Священникам и врачам нередко случается слышать крик: «Спасите меня! Спасите!». Прежде чем подошел к концу год, проведенный мной в Риме, мне предстояло услышать его еще от двоих людей. Так не говорите же мне, что крик этот — вещь необычная.
Плохо помню, что я сказал, когда наступил мой черед. Помню лишь, что разум мой с ликованием ухватился за предложенную тему. Небесам только ведомо, у каких теологов Новой Англии заимствовал я их безжалостную мудрость. Вино пуританизма пьянило меня и, мешая словарь Пятикнижия со словарем психиатрии, я раскрыл перед юношей бездну, в которую соскользнул его разум; я указал ему, в чем он уже походит на своего дядю Маркантонио — предостережение не из слабых; я открыл ему глаза на то, что его тяга к спорту была симптомом распада; на то, что он не способен сосредоточиться на общечеловеческих интересах, на то, что все, о чем он помышляет и чем увлекается — юмор, спорт, честолюбивые порывы — все это предстает перед ним лишь как символы похоти.

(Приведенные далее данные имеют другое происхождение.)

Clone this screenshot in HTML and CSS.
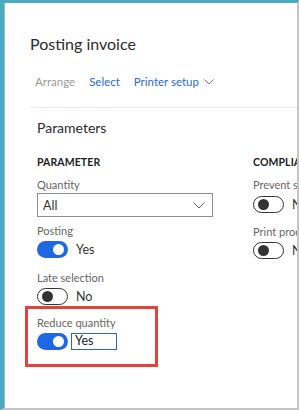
FILE: index.html
```html
<!DOCTYPE html>
<html>
<head>
<meta charset="utf-8">
<link rel="stylesheet" href="styles.css">
</head>
<body>
<div class="frame">
  <h1 class="title">Posting invoice</h1>
  <div class="actions">
    <span class="act disabled">Arrange</span>
    <span class="act link">Select</span>
    <span class="act link">Printer setup
      <svg class="chev" width="10" height="6" viewBox="0 0 10 6"><path d="M0.5 0.5 L5 5 L9.5 0.5" fill="none" stroke="#777" stroke-width="1"/></svg>
    </span>
  </div>
  <div class="panel">
    <h2 class="section">Parameters</h2>
    <div class="cols">
      <div class="col left">
        <div class="group">PARAMETER</div>
        <div class="label">Quantity</div>
        <div class="select">
          <span>All</span>
          <svg width="12" height="7" viewBox="0 0 12 7"><path d="M0.5 0.5 L6 6 L11.5 0.5" fill="none" stroke="#666" stroke-width="1"/></svg>
        </div>
        <div class="label l-posting">Posting</div>
        <div class="row"><span class="toggle on"></span><span class="val">Yes</span></div>
        <div class="label l-late">Late selection</div>
        <div class="row"><span class="toggle off"></span><span class="val">No</span></div>
        <div class="highlight">
          <div class="label">Reduce quantity</div>
          <div class="row"><span class="toggle on"></span><span class="input">Yes</span></div>
        </div>
      </div>
      <div class="col right">
        <div class="group">COMPLIANCE</div>
        <div class="label">Prevent sales</div>
        <div class="row r1"><span class="toggle off"></span><span class="val">No</span></div>
        <div class="label l-print">Print product</div>
        <div class="row"><span class="toggle off"></span><span class="val">No</span></div>
      </div>
    </div>
  </div>
</div>
</body>
</html>
```
FILE: styles.css
```css
* { box-sizing: border-box; }
html, body { margin: 0; padding: 0; background: #fff; }
body { font-family: "Segoe UI", "Lato", "Noto Sans", sans-serif; color: #333; }
.frame {
  width: 299px; height: 410px; overflow: hidden;
  border-top: 3px solid #4ba9c2;
  border-left: 4px solid #4ba9c2;
  border-right: 2px solid #c4c4c4;
  border-bottom: 2px solid #c4c4c4;
  box-shadow: inset 1px 0 0 #9fb9c0;
}
.title {
  margin: 0; padding: 31px 0 0 26px;
  font-size: 16px; font-weight: 400; color: #2b2b2b; line-height: 20px;
}
.actions {
  display: flex; gap: 14px; align-items: flex-start;
  padding: 20px 0 0 31px; font-size: 11.5px; line-height: 16px; height: 53px;
}
.act { display: inline-flex; align-items: center; white-space: nowrap; }
.disabled { color: #9a9a9a; }
.link { color: #2a6ae0; }
.chev { margin-left: 5px; }
.panel {
  margin-left: 26px;
  border-top: 1px solid #ebebeb;
  padding: 10px 0 0 7px;
}
.section { margin: 0; font-size: 14px; font-weight: 400; color: #2b2b2b; line-height: 20px; }
.cols { display: flex; gap: 40px; margin-top: 17px; }
.col.left { width: 176px; flex: none; }
.col.right { flex: none; width: 100px; }
.group { font-size: 10.5px; font-weight: 700; color: #222; line-height: 14px; letter-spacing: 0.1px; }
.label { font-size: 11px; color: #666; line-height: 16px; margin-top: 8px; white-space: nowrap; }
.select {
  height: 24px; border: 1px solid #8e8e8e; display: flex; align-items: center;
  justify-content: space-between; padding: 0 7px 0 5px; font-size: 12.5px; color: #333;
}
.row { display: flex; align-items: center; height: 17px; margin-top: 2px; }
.r1 { margin-top: 3px; }
.l-posting { margin-top: 6px; }
.l-late { margin-top: 12px; }
.l-print { margin-top: 11px; }
.toggle {
  position: relative; width: 31px; height: 17px; border-radius: 9px; flex: none;
}
.toggle.on { background: #1f68e3; }
.toggle.off { background: #fff; border: 1px solid #333; }
.toggle::after {
  content: ""; position: absolute; width: 11px; height: 11px; border-radius: 50%; top: 3px;
}
.toggle.on::after { background: #fff; right: 4px; }
.toggle.off::after { background: #333; left: 4px; top: 2px; width: 11px; height: 11px; }
.val { margin-left: 8px; font-size: 12.5px; color: #333; }
.highlight {
  margin: 1px 0 0 -12px; width: 133px; height: 61px;
  border: 3px solid #e2433d; padding: 0 0 0 9px;
}
.highlight .label { margin-top: 6px; }
.input {
  margin-left: 3px; width: 46px; height: 17px; border: 1.5px solid #2a66c9;
  font-size: 12.5px; line-height: 14px; padding-left: 3px; color: #222;
}
```
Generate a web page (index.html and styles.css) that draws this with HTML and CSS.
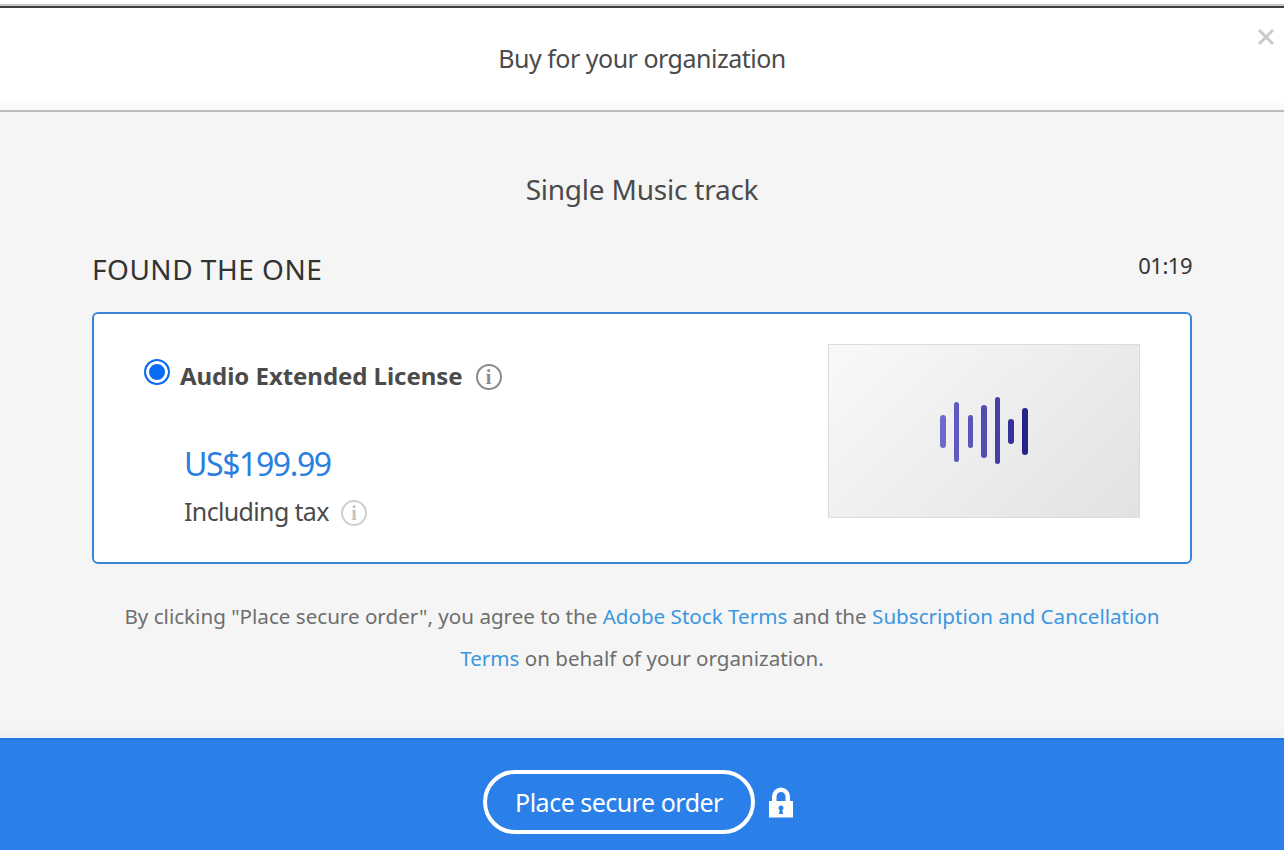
FILE: index.html
```html
<!DOCTYPE html>
<html lang="en">
<head>
    <meta charset="UTF-8">
    <meta name="viewport" content="width=device-width, initial-scale=1.0">
    <title>Buy for your organization</title>
    <link rel="stylesheet" href="styles.css">
</head>
<body>

    <div class="modal">
        <div class="modal-header">
            <h1>Buy for your organization</h1>
            <button class="close-btn" aria-label="Close">
                <svg width="18" height="18" viewBox="0 0 18 18"><path d="M2 2 L16 16 M16 2 L2 16" stroke="#c9c9c9" stroke-width="3" fill="none"/></svg>
            </button>
        </div>

        <div class="modal-body">
            <h2>Single Music track</h2>

            <div class="track-row">
                <span class="track-name">FOUND THE ONE</span>
                <span class="track-time">01:19</span>
            </div>

            <div class="license-card">
                <div class="license-info">
                    <div class="license-title">
                        <span class="radio"></span>
                        <span class="license-name">Audio Extended License</span>
                        <span class="info info-dark">i</span>
                    </div>
                    <div class="price">US$199.99</div>
                    <div class="tax">
                        <span>Including tax</span>
                        <span class="info info-light">i</span>
                    </div>
                </div>
                <div class="thumb">
                    <svg width="88" height="68" viewBox="0 0 88 68">
                        <rect x="0" y="18" width="6" height="33" rx="3" fill="#6e69c8"/>
                        <rect x="14" y="5" width="5" height="60" rx="2.5" fill="#5f5ac0"/>
                        <rect x="28" y="18" width="5" height="33" rx="2.5" fill="#5a55b8"/>
                        <rect x="41" y="8" width="6" height="53" rx="3" fill="#514cb0"/>
                        <rect x="55" y="0" width="5" height="67" rx="2.5" fill="#4440a6"/>
                        <rect x="68" y="22" width="6" height="25" rx="3" fill="#35309a"/>
                        <rect x="82" y="11" width="6" height="47" rx="3" fill="#27238c"/>
                    </svg>
                </div>
            </div>

            <p class="terms">By clicking "Place secure order", you agree to the <a href="#">Adobe Stock Terms</a> and the <a href="#">Subscription and Cancellation</a> <a href="#">Terms</a> on behalf of your organization.</p>
        </div>

        <div class="modal-footer">
            <button class="order-btn">Place secure order</button>
            <svg class="lock" width="26" height="32" viewBox="0 0 26 32">
                <path fill="#fff" fill-rule="evenodd" d="M1 14h3V9.500a9 9 0 0 1 18 0V14h3v16.500H1z M8.500 14h9V9.500a4.500 4.500 0 0 0-9 0z M13 18.500a2.500 2.500 0 0 0-1.400 4.600L11 27h4l-.6-3.900A2.500 2.500 0 0 0 13 18.500z"/>
            </svg>
        </div>
    </div>

</body>
</html>
```
FILE: styles.css
```css
* { margin: 0; padding: 0; box-sizing: border-box; font-family: 'Noto Sans', sans-serif; }
body { background: #fff; height: 850px; overflow: hidden; color: #4b4b4b; }

.modal { height: 850px; display: flex; flex-direction: column; padding-top: 4px; }

.modal-header {
    height: 108px; flex: none; position: relative;
    display: flex; justify-content: center; align-items: center;
    border-top: 2px solid #c8c8c8;
    border-bottom: 2px solid #bdbdbd;
    background: linear-gradient(#3f3f3f 0, #3f3f3f 2px, #fff 2px, #fff 88%, #f8f8f8 100%);
}
.modal-header h1 { font-size: 25px; font-weight: 400; letter-spacing: -0.5px; }
.close-btn {
    position: absolute; top: 22px; right: 9px;
    width: 18px; height: 18px; border: none; background: none; cursor: pointer;
}

.modal-body {
    flex: 1; padding: 0 92px; text-align: center;
    background: linear-gradient(#f5f5f5 calc(100% - 14px), #efefef);
}
.modal-body h2 { font-size: 28px; font-weight: 400; letter-spacing: -0.22px; margin-top: 57px; line-height: 40px; }

.track-row { display: flex; justify-content: space-between; align-items: flex-start; margin-top: 40px; color: #333; }
.track-name { font-size: 28px; line-height: 40px; letter-spacing: 0.5px; }
.track-time { font-size: 22px; line-height: 32px; letter-spacing: -0.5px; }

.license-card {
    height: 252px; margin-top: 23px; padding: 30px 50px 0;
    display: flex; justify-content: space-between; align-items: flex-start;
    background: #fff; border: 2px solid #3a86d8; border-radius: 6px; text-align: left;
}
.license-title { display: flex; align-items: center; height: 30px; margin-top: 16px; }
.radio {
    width: 26px; height: 26px; border-radius: 50%; background: #0a6cf5;
    border: 2px solid #0a6cf5; box-shadow: inset 0 0 0 3px #fff; margin-right: 10px; margin-top: -7px;
}
.license-name { font-size: 24px; font-weight: 700; letter-spacing: -0.05px; }
.info {
    width: 26px; height: 26px; border-radius: 50%; display: inline-flex; justify-content: center; align-items: center;
    font-family: 'Liberation Serif', serif; font-size: 20px; font-weight: 700;
}
.info-dark { border: 2px solid #8a8a8a; color: #8a8a8a; margin: 4px 0 0 13px; }
.info-light { border: 2px solid #cfcfcf; color: #c4c4c4; margin: 3px 0 0 12px; }
.price { font-size: 32px; line-height: 44px; color: #2a7fe0; letter-spacing: -1.4px; margin: 52px 0 0 40px; }
.tax { display: flex; align-items: center; font-size: 25px; line-height: 40px; letter-spacing: -0.65px; margin: 5px 0 0 40px; }

.thumb {
    width: 312px; height: 174px; display: flex; justify-content: center; align-items: center;
    background: linear-gradient(135deg, #f9f9f9, #e2e2e2);
    border: 1px solid #dcdcdc;
}

.terms { font-size: 20.6px; line-height: 42px; color: #6e6e6e; margin-top: 31px; padding: 0 20px; }
.terms a { color: #3a97e0; text-decoration: none; }

.modal-footer {
    height: 112px; flex: none; background: #2a80e8; border-top: 2px solid #2078e6;
    display: flex; justify-content: center; align-items: center; gap: 13px;
    padding: 14px 7px 0 0;
}
.order-btn {
    width: 272px; height: 64px; border: 4px solid #fff; border-radius: 32px; background: none;
    color: #fff; font-size: 25px; letter-spacing: -0.5px; cursor: pointer;
}
.lock { margin-top: 2px; }
```
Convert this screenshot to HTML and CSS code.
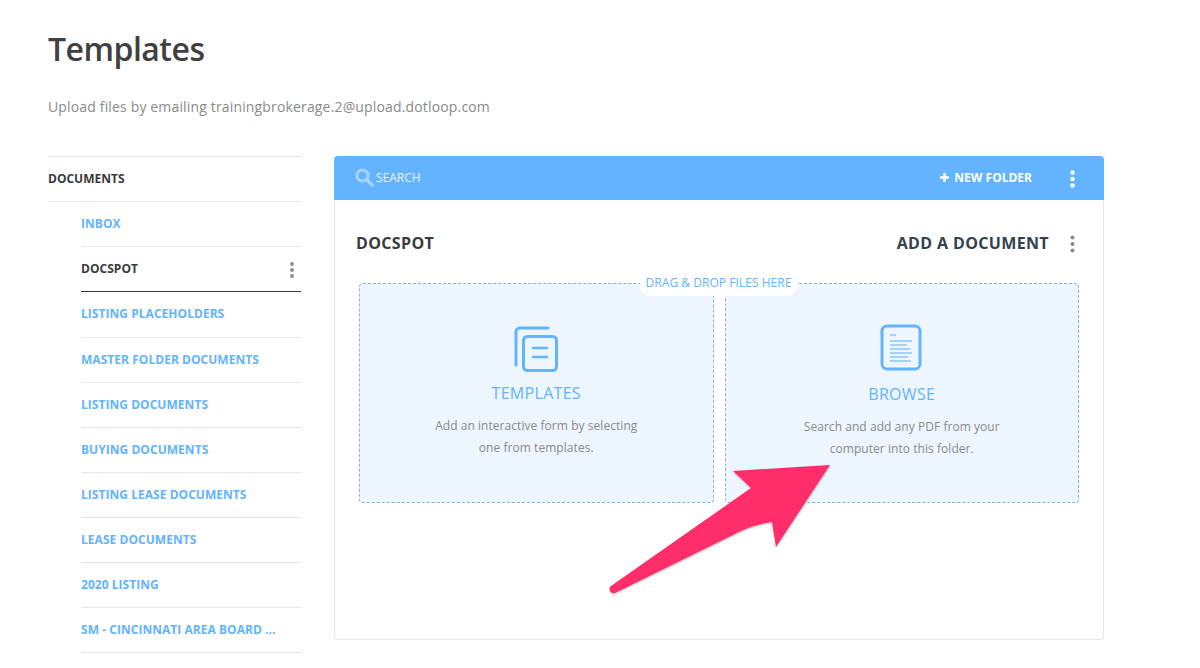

Моя небольшая тирада оказалась гораздо более действенной, чем я ожидал, и причин тому было несколько. Прежде всего, в ней присутствовали сила и искренность, коими пуританин вооружается, намереваясь пресечь поступки, которых себе самому он позволить не может, — не обычный для латинянина всплеск жестов и слез, но холодная ненависть, пронимающая жителя Средиземноморья до костей. К тому же, каждое мое слово уже имело в сознании юноши неузнанного двойника. Истину, содержащуюся в идеалах праведности и чистоты, распутник постигает куда ясней проповедника, поскольку как раз ему, распутнику, и приходится расплачиваться за отступление от них — скрупулезно, безутешно, сознательно и неотвратимо. Произносимые мною слова воссоединялись в сознании Маркантонио с их прототипами. Да и откуда было мне знать, что он совсем недавно достиг той ступени падения, когда все существо человека, словно услышав удар неких колоколов безысходности, откликается словами: «Мне никогда с этим не справиться. Я погиб». И опять-таки, я лишь спустя какое-то время узнал, что Маркантонио обладал истовой верой, что весь последний год он перемежал религиозность разгулом, наблюдая, как прежняя его личность отступает перед нынешней и как отчаяние, томящее нынешнюю, выливается в страдания прежней. В конце концов, видя столь частые свои падения, он из одного лишь цинизма перестал ходить к мессе и не ходил уже несколько месяцев. Вот вам причины, объясняющие сокрушительное воздействие моей краткой, мстительной речи. Он съежился на ковре, умоляя меня замолчать, прерывающимся голосом обещая исправиться. Но я, исторгнув у него признания, на которые он, быть может, больше никогда не отважится, полагал неразумным так просто его отпустить. У меня еще оставались нерастраченными запасы негодования. Под конец он стоял посреди ковра на коленях, зажимая руками уши и кивая мокрым лицом с ужасом и мольбой. Я замолк, некоторое время мы, сотрясаемые головной болью, мутно взирали один на другого. Затем разошлись по постелям.